Species of Least Concern

July 9, 2022

I first thought to invite Francisca Benitez on a sound-oriented boat journey because her amazing multidisciplinary artwork so often engages sound,

or its absence. (performance of Pier 54: Soliloquy in Signs, 2014, Photo by Liz Ligon)

A few weeks earlier I had seen her perform with her frequent collaborators, the Stop Shopping Choir,

and our idea was to go to U Thant Island,

a tiny scrap of land in the shadow of the United Nations building, named for the former Secretary General.

I have been close to the island before, but for this mission, we would actually need to get Fran on land, not easy with the crashing waves and my delicate boat.

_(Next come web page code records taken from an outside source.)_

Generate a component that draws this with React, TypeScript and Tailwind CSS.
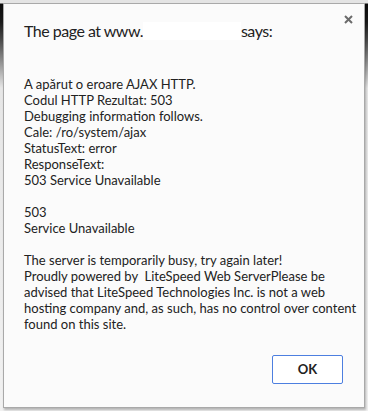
import React from "react";

const lines = [
  "A apărut o eroare AJAX HTTP.",
  "Codul HTTP Rezultat: 503",
  "Debugging information follows.",
  "Cale: /ro/system/ajax",
  "StatusText: error",
  "ResponseText:",
  "503 Service Unavailable",
  "",
  "503",
  "Service Unavailable",
  "",
  "The server is temporarily busy, try again later!",
  "Proudly powered by  LiteSpeed Web ServerPlease be",
  "advised that LiteSpeed Technologies Inc. is not a web",
  "hosting company and, as such, has no control over content",
  "found on this site.",
];

export default function App() {
  return (
    <div
      className="w-[368px] h-[411px] overflow-hidden bg-[linear-gradient(to_bottom,#e4e4e4_0px,#e4e4e4_3px,#0c0c0c_4px,#1a1a1a_22px,#4a4a4a_40px,#8a8a8a_60px,#e6e6e6_88px,#f1f1f1_100%)] pt-[3px] pl-[3px]"
      style={{ fontFamily: "Lato, 'Open Sans', sans-serif" }}
    >
      {/* dialog */}
      <div className="relative w-[362px] h-[405px] bg-[#fbfbfb] border border-[#a9a9a9] shadow-[1px_2px_2px_rgba(0,0,0,0.25)] flex flex-col">
        {/* close */}
        <svg className="absolute right-[11px] top-[11px]" width="9" height="9" viewBox="0 0 9 9">
          <path d="M1 1L8 8M8 1L1 8" stroke="#6b6b6b" strokeWidth="2" />
        </svg>

        <div className="pl-[20px] pt-[17px] text-[16px] leading-[20px] tracking-[-0.5px] text-[#222] flex items-center">
          <span>The page at www.</span>
          <span className="inline-block w-[98px] h-[18px] bg-white" />
          <span>says:</span>
        </div>

        <div className="pl-[20px] pt-[35px] text-[13px] leading-[16px] text-[#222]">
          {lines.map((l, i) => (
            <div key={i} className="h-[16px] whitespace-pre">
              {l}
            </div>
          ))}
        </div>

        <div className="flex justify-end pr-[21px] pt-[23px]">
          <button className="w-[71px] h-[29px] border border-[#4d7fe0] rounded-[2px] bg-white text-[13px] font-bold text-[#222]">
            OK
          </button>
        </div>
      </div>
    </div>
  );
}
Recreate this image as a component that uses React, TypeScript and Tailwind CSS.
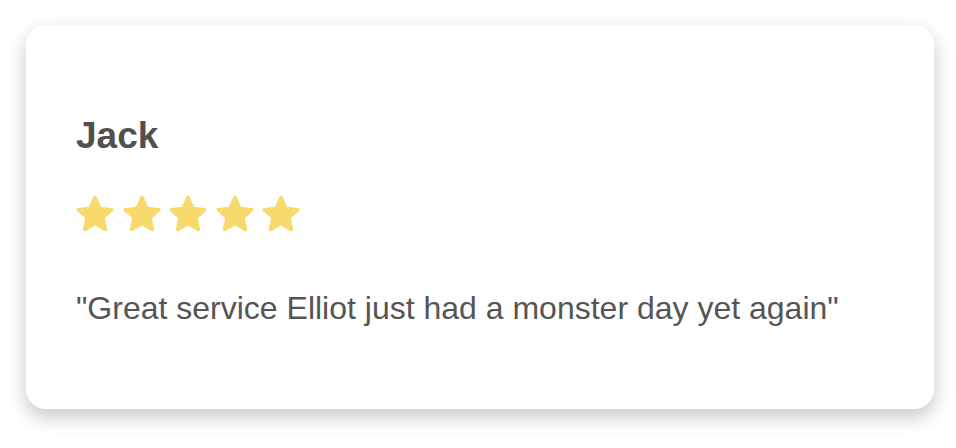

She had a little gift for the island, a tiny Chilean pepper tree, a Huingan from her home country.

Perhaps it would do well out here among the cormorants or at least among their guano.

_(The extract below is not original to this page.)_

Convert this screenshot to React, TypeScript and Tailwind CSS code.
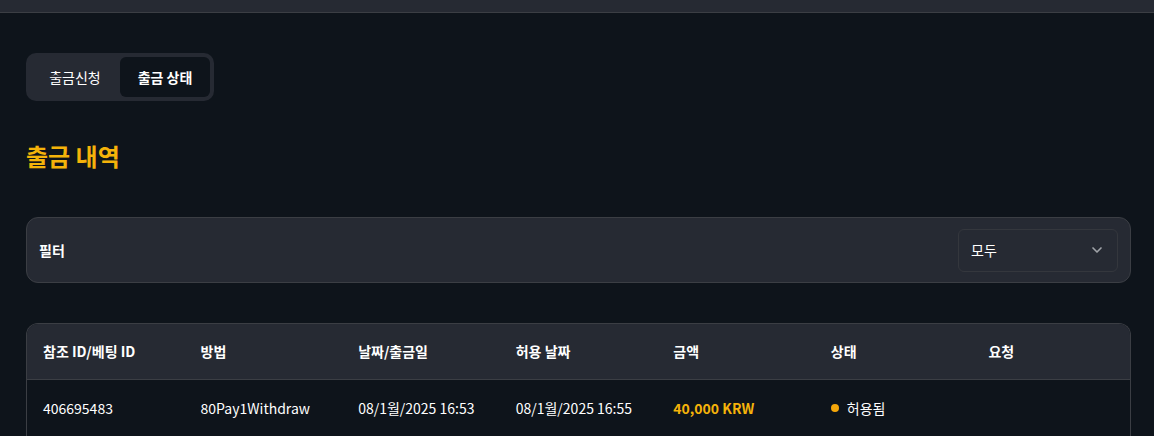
import { ChevronDown } from 'lucide-react';

const columns = ['참조 ID/베팅 ID', '방법', '날짜/출금일', '허용 날짜', '금액', '상태', '요청'];

export default function App() {
  return (
    <div
      className="min-h-[436px] bg-[#0e141b] text-white"
      style={{ fontFamily: '"Noto Sans CJK KR", "Noto Sans", sans-serif' }}
    >
      <div className="h-[13px] bg-[#262a33] border-b border-[#3b3e44]" />

      <div className="pl-[26px] pr-[23px] pt-[40px]">
        {/* tabs */}
        <div className="inline-flex rounded-[10px] bg-[#262a33] p-1">
          <button className="h-10 w-[90px] rounded-md text-[14px] text-white">출금신청</button>
          <button className="h-10 w-[90px] rounded-md bg-[#0e141b] text-[14px] font-bold text-white">
            출금 상태
          </button>
        </div>

        <h1 className="mt-[39px] text-[24px] font-bold leading-8 text-[#f5b30a]">출금 내역</h1>

        {/* filter */}
        <div className="mt-[45px] flex h-[66px] items-center justify-between rounded-xl border border-[#3b3e44] bg-[#262a33] px-[12px]">
          <span className="text-[14px] font-bold">필터</span>
          <div className="flex h-[43px] w-[160px] items-center justify-between rounded-md border border-[#34373d] px-[12px]">
            <span className="text-[14px]">모두</span>
            <ChevronDown className="h-4 w-4 text-[#a0a3a8]" strokeWidth={2.5} />
          </div>
        </div>

        {/* table */}
        <div className="mt-[40px] overflow-hidden rounded-t-xl border border-b-0 border-[#3b3e44]">
          <table className="w-full table-fixed text-left">
            <thead className="bg-[#262a33]">
              <tr className="h-[55px] border-b border-[#3b3e44]">
                {columns.map((c) => (
                  <th key={c} className="px-4 text-[14px] font-bold">
                    {c}
                  </th>
                ))}
              </tr>
            </thead>
            <tbody>
              <tr className="h-[58px] border-b border-[#3b3e44] text-[14px]">
                <td className="px-4">406695483</td>
                <td className="px-4">80Pay1Withdraw</td>
                <td className="px-4">08/1월/2025 16:53</td>
                <td className="px-4">08/1월/2025 16:55</td>
                <td className="px-4 font-bold text-[#f5b30a]">40,000 KRW</td>
                <td className="px-4">
                  <span className="flex items-center gap-2">
                    <span className="h-2 w-2 rounded-full bg-[#f5a70a]" />
                    허용됨
                  </span>
                </td>
                <td className="px-4" />
              </tr>
            </tbody>
          </table>
        </div>
      </div>
    </div>
  );
}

Also, I was thinking of another idea, to record the sound of the cormorants.

When I looked it up earlier, I was amazed. Did they really sound like that? Perhaps I had never been close enough to hear.

When we approached the island, we found out why. Although the seagulls stayed to yell and yell about our arrival,

the cormorants took flight and hung out a few hundred feet away.

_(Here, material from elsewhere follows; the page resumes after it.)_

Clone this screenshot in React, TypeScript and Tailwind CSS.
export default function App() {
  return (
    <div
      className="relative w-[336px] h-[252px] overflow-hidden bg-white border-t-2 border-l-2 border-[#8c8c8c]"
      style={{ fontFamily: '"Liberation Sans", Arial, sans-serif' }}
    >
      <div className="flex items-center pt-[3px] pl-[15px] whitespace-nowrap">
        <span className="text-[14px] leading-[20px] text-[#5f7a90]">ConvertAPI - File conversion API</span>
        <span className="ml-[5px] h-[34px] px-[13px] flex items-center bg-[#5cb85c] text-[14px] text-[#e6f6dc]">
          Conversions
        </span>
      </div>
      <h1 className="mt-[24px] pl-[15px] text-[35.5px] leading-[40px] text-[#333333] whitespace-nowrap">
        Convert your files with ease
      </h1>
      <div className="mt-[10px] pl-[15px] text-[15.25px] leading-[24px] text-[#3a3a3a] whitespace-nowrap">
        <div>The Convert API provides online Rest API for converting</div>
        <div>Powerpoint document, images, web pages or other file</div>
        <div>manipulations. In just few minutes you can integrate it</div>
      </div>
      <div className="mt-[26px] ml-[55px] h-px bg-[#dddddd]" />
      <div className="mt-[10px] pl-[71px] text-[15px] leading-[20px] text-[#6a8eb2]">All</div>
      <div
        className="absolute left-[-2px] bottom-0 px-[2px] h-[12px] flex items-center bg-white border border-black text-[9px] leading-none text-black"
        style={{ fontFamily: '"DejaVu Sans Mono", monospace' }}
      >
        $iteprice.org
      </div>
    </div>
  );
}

Fran noticed something similar about the Huingan tree and the cormorant when she looked them up online the night before. Both are classified by the International Union for Conservation as ‘Species of Least Concern’ because they do not appear to be facing any imminent environmental threat.

Perhaps U Thant will do as well for both of them.

We paddled back to Greenpoint as the day advanced

and had breakfast at Fran’s favorite spot.